▸ What the task requires
Go through the data below and gather each line containing "with".

(Pages as source code)

..............................

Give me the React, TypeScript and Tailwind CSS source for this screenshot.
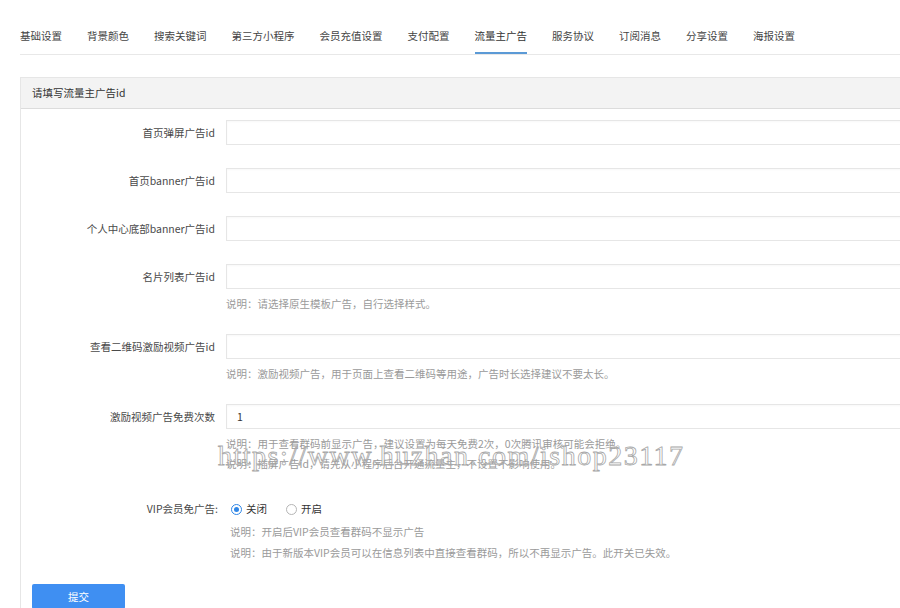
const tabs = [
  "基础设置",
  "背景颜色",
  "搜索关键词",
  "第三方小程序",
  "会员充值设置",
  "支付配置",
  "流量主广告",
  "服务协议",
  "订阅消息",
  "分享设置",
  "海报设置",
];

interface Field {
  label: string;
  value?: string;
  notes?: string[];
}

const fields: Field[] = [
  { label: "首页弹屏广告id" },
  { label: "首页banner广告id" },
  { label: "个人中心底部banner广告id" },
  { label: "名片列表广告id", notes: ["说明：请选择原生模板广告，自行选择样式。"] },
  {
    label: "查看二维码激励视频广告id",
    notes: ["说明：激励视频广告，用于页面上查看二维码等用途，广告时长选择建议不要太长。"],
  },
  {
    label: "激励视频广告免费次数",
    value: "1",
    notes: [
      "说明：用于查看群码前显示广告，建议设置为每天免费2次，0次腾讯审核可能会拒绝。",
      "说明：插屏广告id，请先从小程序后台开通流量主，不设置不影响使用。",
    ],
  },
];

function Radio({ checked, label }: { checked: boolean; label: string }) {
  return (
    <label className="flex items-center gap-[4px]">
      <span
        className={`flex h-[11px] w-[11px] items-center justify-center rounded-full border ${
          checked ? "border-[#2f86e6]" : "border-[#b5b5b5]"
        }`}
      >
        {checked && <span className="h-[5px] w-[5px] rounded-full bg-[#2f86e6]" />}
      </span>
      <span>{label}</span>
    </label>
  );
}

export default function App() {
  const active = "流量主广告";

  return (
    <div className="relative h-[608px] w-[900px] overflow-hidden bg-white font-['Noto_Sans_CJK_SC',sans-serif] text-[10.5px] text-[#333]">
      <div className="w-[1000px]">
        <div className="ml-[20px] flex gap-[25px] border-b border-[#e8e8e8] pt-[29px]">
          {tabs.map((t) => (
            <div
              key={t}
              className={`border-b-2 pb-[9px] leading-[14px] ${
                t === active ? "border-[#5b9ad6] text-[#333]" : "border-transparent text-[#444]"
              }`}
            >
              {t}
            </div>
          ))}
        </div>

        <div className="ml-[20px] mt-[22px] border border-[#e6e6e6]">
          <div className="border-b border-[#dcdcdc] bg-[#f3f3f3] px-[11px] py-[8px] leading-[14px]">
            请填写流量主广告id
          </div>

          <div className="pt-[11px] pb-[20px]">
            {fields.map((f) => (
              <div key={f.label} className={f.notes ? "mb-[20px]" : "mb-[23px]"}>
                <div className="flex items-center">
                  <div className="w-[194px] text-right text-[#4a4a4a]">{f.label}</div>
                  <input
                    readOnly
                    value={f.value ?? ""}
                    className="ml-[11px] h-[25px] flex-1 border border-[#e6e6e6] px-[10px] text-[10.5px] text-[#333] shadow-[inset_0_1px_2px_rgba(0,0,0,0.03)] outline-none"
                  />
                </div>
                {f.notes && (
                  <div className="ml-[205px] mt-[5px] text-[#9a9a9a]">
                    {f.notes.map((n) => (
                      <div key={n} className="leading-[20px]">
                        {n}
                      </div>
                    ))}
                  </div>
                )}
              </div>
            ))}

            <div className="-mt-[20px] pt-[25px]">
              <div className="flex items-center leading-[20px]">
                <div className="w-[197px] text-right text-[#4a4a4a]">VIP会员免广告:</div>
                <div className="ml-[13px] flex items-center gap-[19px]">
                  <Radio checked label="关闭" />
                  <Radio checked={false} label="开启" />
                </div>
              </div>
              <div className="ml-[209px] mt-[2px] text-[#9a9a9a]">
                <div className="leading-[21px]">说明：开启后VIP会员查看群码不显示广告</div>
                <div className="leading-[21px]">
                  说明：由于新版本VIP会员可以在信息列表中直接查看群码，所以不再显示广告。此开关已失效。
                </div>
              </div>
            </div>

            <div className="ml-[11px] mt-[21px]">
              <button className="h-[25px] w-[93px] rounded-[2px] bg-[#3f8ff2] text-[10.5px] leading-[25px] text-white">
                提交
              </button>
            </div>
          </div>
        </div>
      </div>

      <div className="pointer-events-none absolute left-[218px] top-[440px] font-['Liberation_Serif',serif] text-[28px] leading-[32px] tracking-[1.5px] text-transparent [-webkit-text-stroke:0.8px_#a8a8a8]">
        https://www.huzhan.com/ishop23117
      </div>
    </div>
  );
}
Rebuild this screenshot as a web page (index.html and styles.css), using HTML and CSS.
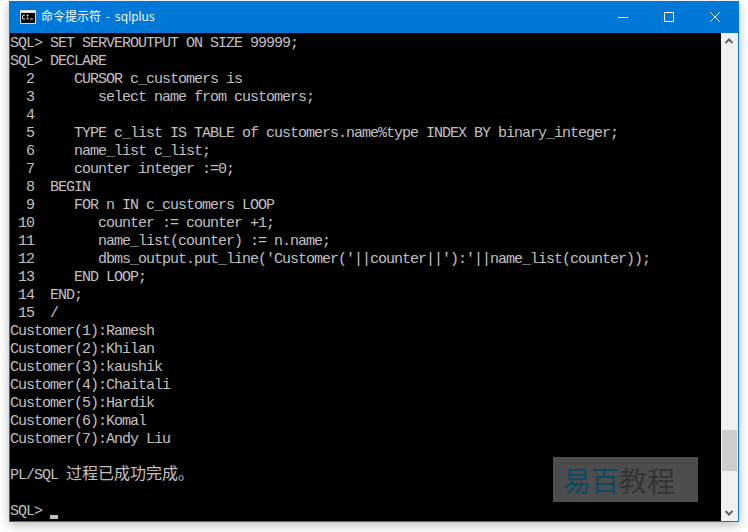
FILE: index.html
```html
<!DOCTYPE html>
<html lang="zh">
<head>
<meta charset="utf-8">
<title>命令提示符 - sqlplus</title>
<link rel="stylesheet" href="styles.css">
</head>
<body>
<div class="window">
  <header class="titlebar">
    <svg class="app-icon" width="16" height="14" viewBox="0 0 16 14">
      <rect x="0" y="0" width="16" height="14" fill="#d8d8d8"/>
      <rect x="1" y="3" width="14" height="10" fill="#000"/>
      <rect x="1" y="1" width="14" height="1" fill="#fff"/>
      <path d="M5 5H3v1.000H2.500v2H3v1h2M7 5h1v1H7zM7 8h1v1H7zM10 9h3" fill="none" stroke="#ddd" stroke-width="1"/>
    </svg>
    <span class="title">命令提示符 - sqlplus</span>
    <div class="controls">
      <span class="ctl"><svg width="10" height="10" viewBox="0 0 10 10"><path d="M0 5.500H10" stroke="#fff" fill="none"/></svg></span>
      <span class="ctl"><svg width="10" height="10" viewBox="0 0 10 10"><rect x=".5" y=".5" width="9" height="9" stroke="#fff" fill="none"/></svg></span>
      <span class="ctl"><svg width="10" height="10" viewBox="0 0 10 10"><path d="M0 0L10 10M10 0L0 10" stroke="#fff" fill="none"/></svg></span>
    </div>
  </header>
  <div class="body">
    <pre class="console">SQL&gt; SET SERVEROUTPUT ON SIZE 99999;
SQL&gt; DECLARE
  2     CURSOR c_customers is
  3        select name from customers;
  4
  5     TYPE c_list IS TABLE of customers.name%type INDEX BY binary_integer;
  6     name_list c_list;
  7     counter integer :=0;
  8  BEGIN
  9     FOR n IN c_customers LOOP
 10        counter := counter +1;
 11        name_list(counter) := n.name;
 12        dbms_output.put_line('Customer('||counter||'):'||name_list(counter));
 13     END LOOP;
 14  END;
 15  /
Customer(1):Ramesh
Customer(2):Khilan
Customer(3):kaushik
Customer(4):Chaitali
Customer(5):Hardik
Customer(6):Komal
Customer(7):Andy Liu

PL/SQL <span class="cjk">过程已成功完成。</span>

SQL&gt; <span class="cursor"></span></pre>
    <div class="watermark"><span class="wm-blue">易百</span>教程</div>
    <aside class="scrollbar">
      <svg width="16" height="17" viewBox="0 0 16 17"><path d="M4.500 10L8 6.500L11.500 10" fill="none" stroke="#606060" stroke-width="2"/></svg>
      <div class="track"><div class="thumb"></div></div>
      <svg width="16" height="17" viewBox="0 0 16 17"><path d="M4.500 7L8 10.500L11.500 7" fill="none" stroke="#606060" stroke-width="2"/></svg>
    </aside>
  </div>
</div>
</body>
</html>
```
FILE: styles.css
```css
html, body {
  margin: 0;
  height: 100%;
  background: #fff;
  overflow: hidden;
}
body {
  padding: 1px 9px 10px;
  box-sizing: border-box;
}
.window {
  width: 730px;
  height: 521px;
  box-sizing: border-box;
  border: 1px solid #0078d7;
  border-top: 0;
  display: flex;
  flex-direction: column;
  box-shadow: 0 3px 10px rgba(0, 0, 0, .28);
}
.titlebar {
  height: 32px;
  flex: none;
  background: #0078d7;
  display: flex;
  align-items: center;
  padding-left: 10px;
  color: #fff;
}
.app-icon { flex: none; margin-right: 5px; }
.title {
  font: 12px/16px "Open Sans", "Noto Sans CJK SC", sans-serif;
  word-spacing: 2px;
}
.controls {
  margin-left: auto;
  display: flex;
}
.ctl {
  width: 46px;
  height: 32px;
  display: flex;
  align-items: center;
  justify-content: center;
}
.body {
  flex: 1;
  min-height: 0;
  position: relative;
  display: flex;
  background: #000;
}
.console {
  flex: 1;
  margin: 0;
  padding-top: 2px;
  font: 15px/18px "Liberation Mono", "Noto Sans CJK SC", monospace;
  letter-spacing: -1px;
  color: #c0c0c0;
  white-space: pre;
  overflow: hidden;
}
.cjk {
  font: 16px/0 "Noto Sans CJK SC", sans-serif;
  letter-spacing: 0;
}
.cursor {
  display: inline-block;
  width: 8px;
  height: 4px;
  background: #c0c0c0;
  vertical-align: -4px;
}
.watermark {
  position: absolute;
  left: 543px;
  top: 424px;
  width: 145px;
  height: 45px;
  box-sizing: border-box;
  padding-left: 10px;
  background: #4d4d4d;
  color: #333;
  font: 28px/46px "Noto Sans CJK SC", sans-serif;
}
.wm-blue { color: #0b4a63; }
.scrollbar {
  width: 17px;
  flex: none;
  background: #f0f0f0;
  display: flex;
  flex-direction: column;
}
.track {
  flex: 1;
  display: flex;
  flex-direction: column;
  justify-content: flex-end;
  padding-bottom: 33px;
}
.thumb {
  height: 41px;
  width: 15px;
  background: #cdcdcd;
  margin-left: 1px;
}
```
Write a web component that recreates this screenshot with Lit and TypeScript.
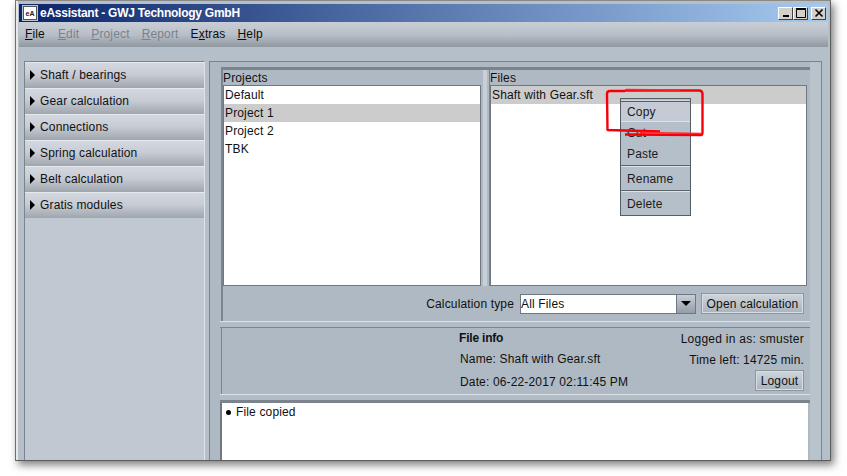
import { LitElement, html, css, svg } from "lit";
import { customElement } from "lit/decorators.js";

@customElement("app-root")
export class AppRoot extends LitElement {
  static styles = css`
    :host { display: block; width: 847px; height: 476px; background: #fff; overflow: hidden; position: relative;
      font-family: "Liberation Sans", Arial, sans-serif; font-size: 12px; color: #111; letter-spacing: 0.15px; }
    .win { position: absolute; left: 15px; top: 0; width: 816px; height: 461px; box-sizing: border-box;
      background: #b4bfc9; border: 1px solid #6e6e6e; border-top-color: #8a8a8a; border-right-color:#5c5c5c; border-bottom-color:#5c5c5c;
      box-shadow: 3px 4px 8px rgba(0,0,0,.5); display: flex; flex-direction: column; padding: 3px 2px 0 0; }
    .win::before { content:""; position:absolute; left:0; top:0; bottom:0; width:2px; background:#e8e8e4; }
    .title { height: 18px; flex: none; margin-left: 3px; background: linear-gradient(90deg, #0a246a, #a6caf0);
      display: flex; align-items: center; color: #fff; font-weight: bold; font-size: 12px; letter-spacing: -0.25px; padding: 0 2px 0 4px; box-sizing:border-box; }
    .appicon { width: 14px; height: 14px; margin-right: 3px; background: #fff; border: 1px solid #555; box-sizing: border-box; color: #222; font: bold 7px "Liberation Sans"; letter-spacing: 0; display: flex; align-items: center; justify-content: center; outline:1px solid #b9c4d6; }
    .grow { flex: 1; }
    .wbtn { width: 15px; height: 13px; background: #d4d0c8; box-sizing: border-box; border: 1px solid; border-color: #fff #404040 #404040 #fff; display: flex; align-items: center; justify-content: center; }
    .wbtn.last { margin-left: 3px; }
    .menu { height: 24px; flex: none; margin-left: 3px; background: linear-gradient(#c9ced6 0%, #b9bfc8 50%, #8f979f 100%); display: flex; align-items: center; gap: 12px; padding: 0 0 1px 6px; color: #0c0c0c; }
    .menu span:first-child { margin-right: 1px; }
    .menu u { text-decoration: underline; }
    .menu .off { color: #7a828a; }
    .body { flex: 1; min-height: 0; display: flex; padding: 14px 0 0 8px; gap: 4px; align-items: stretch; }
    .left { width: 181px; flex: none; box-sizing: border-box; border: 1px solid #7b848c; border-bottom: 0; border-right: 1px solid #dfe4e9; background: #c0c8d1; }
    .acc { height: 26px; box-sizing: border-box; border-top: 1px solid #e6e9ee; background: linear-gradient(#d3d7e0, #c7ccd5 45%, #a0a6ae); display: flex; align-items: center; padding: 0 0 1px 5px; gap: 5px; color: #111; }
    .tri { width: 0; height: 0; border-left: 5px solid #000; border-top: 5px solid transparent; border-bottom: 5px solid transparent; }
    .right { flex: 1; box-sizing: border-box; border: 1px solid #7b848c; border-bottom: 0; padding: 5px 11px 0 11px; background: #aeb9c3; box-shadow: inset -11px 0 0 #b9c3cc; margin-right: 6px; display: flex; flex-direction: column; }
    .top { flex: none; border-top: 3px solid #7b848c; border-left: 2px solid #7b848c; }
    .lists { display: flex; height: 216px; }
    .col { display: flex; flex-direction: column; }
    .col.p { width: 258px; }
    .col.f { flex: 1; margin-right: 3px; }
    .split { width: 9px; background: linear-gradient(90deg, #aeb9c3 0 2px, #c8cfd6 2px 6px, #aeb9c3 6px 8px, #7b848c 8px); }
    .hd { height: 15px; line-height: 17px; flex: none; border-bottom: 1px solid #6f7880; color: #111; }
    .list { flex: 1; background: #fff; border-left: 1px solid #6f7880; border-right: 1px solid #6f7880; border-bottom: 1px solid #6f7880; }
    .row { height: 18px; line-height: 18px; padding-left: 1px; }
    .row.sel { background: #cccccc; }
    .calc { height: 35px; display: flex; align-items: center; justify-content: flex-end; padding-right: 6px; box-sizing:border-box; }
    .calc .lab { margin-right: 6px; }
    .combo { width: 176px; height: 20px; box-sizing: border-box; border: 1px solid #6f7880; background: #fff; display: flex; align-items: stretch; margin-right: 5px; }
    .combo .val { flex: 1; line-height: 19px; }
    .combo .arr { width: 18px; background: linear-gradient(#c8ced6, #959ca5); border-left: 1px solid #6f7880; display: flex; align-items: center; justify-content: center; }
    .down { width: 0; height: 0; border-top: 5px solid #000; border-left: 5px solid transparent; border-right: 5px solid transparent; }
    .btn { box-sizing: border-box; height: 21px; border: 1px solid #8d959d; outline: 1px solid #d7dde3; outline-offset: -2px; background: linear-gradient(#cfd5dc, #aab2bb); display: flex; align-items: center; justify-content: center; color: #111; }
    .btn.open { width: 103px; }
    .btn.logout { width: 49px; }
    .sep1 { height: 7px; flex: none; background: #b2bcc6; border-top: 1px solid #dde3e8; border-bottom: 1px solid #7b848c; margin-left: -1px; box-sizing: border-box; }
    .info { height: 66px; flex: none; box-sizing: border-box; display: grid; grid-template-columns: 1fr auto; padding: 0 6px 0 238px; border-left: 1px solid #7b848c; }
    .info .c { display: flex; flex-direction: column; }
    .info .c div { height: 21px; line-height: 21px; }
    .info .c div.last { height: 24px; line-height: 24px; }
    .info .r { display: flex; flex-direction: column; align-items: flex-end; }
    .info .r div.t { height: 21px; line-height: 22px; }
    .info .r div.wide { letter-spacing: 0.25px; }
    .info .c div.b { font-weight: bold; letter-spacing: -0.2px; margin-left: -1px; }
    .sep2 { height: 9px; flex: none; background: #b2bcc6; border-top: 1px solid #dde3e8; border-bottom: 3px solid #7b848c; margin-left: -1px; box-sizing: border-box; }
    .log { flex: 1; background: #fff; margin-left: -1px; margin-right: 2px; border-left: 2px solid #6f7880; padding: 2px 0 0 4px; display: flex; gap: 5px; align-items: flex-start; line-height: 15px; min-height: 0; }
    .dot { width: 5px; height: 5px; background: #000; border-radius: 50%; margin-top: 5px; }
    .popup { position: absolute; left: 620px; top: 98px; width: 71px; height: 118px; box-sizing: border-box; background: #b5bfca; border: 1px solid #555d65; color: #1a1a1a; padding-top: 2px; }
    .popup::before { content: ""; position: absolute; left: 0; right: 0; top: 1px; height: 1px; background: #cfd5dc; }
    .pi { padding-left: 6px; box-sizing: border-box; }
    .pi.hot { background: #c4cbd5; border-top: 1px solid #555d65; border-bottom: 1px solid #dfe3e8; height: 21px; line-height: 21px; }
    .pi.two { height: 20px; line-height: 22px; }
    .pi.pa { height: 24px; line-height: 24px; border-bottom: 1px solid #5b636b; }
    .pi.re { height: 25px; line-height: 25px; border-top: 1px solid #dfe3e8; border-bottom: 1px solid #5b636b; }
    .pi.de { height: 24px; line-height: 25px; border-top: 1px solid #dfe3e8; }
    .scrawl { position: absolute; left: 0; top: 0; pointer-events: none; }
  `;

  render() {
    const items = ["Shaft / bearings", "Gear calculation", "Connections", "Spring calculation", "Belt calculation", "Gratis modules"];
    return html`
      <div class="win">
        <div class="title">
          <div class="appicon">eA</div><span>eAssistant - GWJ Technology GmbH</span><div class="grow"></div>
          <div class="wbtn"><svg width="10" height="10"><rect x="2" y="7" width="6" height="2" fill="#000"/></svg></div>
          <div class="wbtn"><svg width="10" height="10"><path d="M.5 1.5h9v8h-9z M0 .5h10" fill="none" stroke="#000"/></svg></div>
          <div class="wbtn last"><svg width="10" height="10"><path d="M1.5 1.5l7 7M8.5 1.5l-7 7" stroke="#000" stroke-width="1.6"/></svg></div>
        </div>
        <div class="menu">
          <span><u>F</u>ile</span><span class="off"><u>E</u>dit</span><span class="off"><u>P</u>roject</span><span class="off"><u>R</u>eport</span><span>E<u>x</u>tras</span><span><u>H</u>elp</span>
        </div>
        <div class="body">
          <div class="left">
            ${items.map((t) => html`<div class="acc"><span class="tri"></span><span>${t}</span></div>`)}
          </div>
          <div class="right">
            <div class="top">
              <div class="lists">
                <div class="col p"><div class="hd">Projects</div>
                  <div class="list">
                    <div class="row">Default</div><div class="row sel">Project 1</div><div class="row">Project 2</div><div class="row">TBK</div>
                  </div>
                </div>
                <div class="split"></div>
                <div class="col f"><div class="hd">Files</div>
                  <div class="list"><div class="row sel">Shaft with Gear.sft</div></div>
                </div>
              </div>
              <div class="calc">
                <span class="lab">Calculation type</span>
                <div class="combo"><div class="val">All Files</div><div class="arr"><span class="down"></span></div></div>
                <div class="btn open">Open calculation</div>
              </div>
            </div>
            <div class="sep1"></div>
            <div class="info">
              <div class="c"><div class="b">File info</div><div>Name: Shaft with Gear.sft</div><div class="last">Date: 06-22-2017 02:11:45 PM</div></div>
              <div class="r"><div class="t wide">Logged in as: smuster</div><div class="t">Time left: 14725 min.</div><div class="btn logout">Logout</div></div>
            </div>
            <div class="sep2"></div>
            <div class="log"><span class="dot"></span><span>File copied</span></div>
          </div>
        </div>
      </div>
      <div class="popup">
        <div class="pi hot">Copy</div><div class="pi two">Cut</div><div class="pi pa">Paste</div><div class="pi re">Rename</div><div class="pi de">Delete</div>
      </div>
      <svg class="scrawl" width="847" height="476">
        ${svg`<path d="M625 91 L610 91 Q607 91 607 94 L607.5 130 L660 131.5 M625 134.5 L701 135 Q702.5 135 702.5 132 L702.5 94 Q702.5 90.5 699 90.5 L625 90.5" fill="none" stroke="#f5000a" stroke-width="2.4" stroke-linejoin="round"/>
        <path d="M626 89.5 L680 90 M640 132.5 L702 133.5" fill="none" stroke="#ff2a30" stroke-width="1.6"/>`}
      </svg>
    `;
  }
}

..............................

▸ Final result
Write a web component that recreates this screenshot with Lit and TypeScript.
                  <div class="list"><div class="row sel">Shaft with Gear.sft</div></div>
              <div class="c"><div class="b">File info</div><div>Name: Shaft with Gear.sft</div><div class="last">Date: 06-22-2017 02:11:45 PM</div></div>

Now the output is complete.